Official Describes Evolution of Space Deterrence
By Karen Parrish
American Forces Press Service
WASHINGTON, Sep. 19, 2013 Space is a current and future battleground without terrain, where invisible enemies conceivably could mount undetectable attacks to devastating effect if the right deterrent and defensive plans aren’t pursued now, the assistant defense secretary for global strategic affairs told a think tank audience here Sept. 17.
Madelyn R. Creedon spoke to a Stimson Center gathering whose audience included analysts focused on the question of deterrence in space. The center released a publication this week titled “Anti-satellite Weapons, Deterrence and Sino-American Space Relations,” presenting a number of essays examining various perspectives on space deterrence.
Creedon noted that in Defense Department parlance, deterrence is “the prevention of action by the existence of a credible threat of unacceptable counteraction and/or the belief that the cost of action outweighs the perceived benefits.” In other words, she said, if deterrence is effective, an adversary has or believes he has more to lose than to gain by attacking.
Deterrence remains a core defense strategy for the United States, she added, and the nation’s nuclear deterrent is “still alive and well.”
Creedon acknowledged that one classic approach to considering space deterrence -- that is, preventing potential enemies from attacking U.S. or partner satellites and other military or economic assets in space -- is to try to apply lessons learned during the Cold War. Then, the United States and the Soviet Union kept an uneasy diplomatic truce and piled up enough nuclear weapons to guarantee mutually assured destruction.
But one flaw to comparing the two deterrent challenges, she said, is that an attack that disables a satellite, unlike one from a nuclear warhead that flattens a major city, doesn’t threaten a nation’s existence. Another is that the two superpowers spent decades constructing an elaborate, mirrored, deterrent Cold War architecture and protocols, while space is still, comparatively, “the Wild West.” A third is that an attack in space or cyberspace may rely on digital rather than conventional weapons, and so could occur without warning or even detection.
“If there is an attack against a space asset, it isn’t visible,” she said. “You can’t watch it on CNN, and unless you’re directly affected by the capability that the space assets provide, you’re probably completely oblivious that the attack happened.”
She said DOD is developing and implementing what safeguards it can implement in space using four mutually supportive elements to deter others from taking action against U.S. assets:
-- Working to internationalize norms and establish a code of conduct to enhance stability;
-- Building coalitions to enhance security;
-- Adding resilience to U.S. space architectures; and
-- Preparing for an attack on U.S. and allied space assets using defenses “not necessarily in space.”

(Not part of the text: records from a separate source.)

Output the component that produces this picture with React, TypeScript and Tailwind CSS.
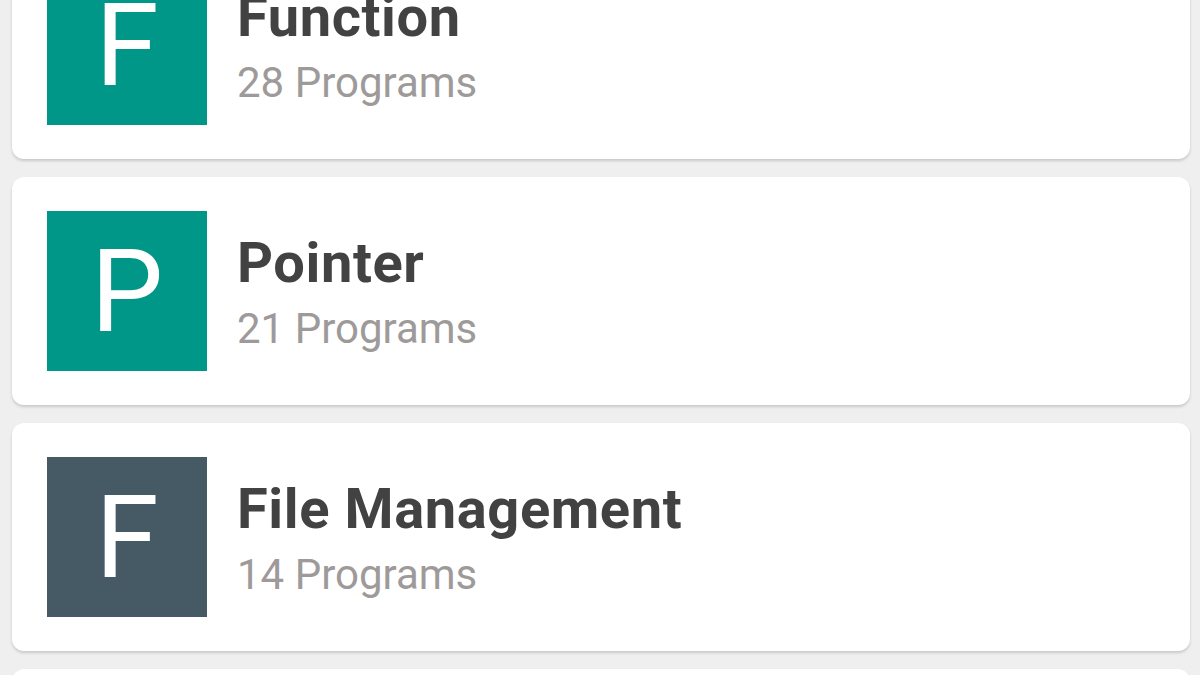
import React from 'react';

const CATEGORIES = [
  { letter: 'F', title: 'Function', count: 28, color: 'bg-[#009688]' },
  { letter: 'P', title: 'Pointer', count: 21, color: 'bg-[#009688]' },
  { letter: 'F', title: 'File Management', count: 14, color: 'bg-[#455a64]' },
  { letter: 'S', title: 'Structure', count: 12, color: 'bg-[#009688]' },
];

function CategoryCard({ letter, title, count, color }: (typeof CATEGORIES)[number]) {
  return (
    <div className="flex items-start gap-[30px] rounded-[12px] bg-white px-[35px] py-[34px] shadow-[0_2px_3px_rgba(0,0,0,0.16)]">
      <div className={`${color} flex h-[160px] w-[160px] shrink-0 items-center justify-center`}>
        <span className="text-[115px] font-normal leading-none text-white">{letter}</span>
      </div>
      <div className="flex flex-col pt-[22px]">
        <span className="text-[56px] font-bold leading-[60px] tracking-[0.6px] text-[#424242]">{title}</span>
        <span className="mt-[11px] text-[42px] leading-[50px] text-[#9e9a9a]">{count} Programs</span>
      </div>
    </div>
  );
}

export default function App() {
  return (
    <div
      className="h-[675px] w-[1200px] overflow-hidden bg-[#efefef]"
      style={{ fontFamily: 'Roboto, "Noto Sans", sans-serif' }}
    >
      <div className="-mt-[69px] flex flex-col gap-[18px] px-[12px] pr-[10px]">
        {CATEGORIES.map((c, i) => (
          <CategoryCard key={i} {...c} />
        ))}
      </div>
    </div>
  );
}
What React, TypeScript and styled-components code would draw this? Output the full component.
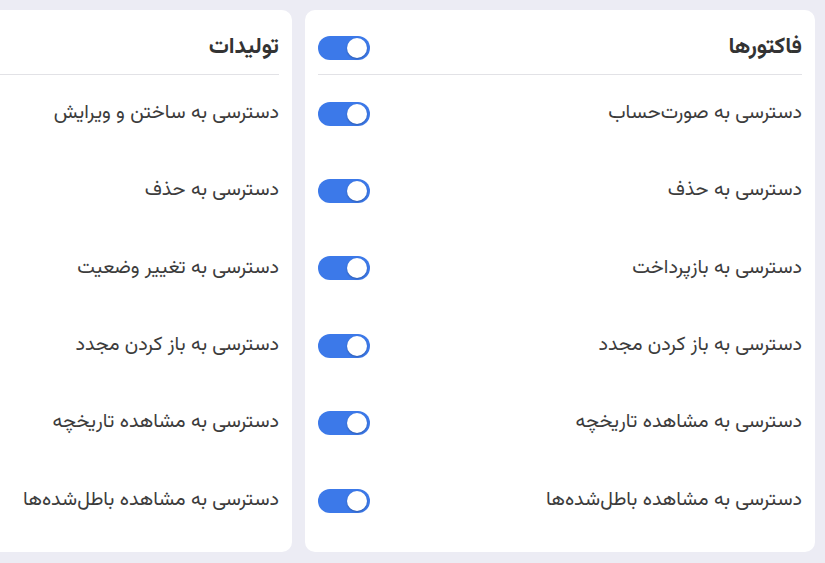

“We believe this four-element approach … will bolster deterrence,” Creedon said.
The department is working with the State Department and international partners to define elements of good behavior in space, she said. “States must remain committed to enhance the welfare of humankind by cooperating with others to maintain the long-term sustainability, safety, security and stability of the outer-space environment,” she added.
Creedon said work is underway to build deterrent coalitions and increase space awareness. She said the “Five Eyes” nations, which include the United States, United Kingdom, Canada, Australia and New Zealand, are extending their intelligence cooperation to expand their collective space situational awareness.
“The more we all know about what’s going on in space, and the more we can all share with each other about what’s going on in space, [the better we can] we establish a … deterrent environment so that no one can do something and get away with it,” she said.
The United States is meanwhile working to lower the benefit to potential attackers by employing more satellites, participating in satellite constellations with other countries and purchasing payload space on commercial satellites when feasible.
Creedon said the U.S. approach to space deterrence is similar to its strategy in any domain: take “prudent preparations to survive, and to operate through, and, hopefully, prevail in any conflict.”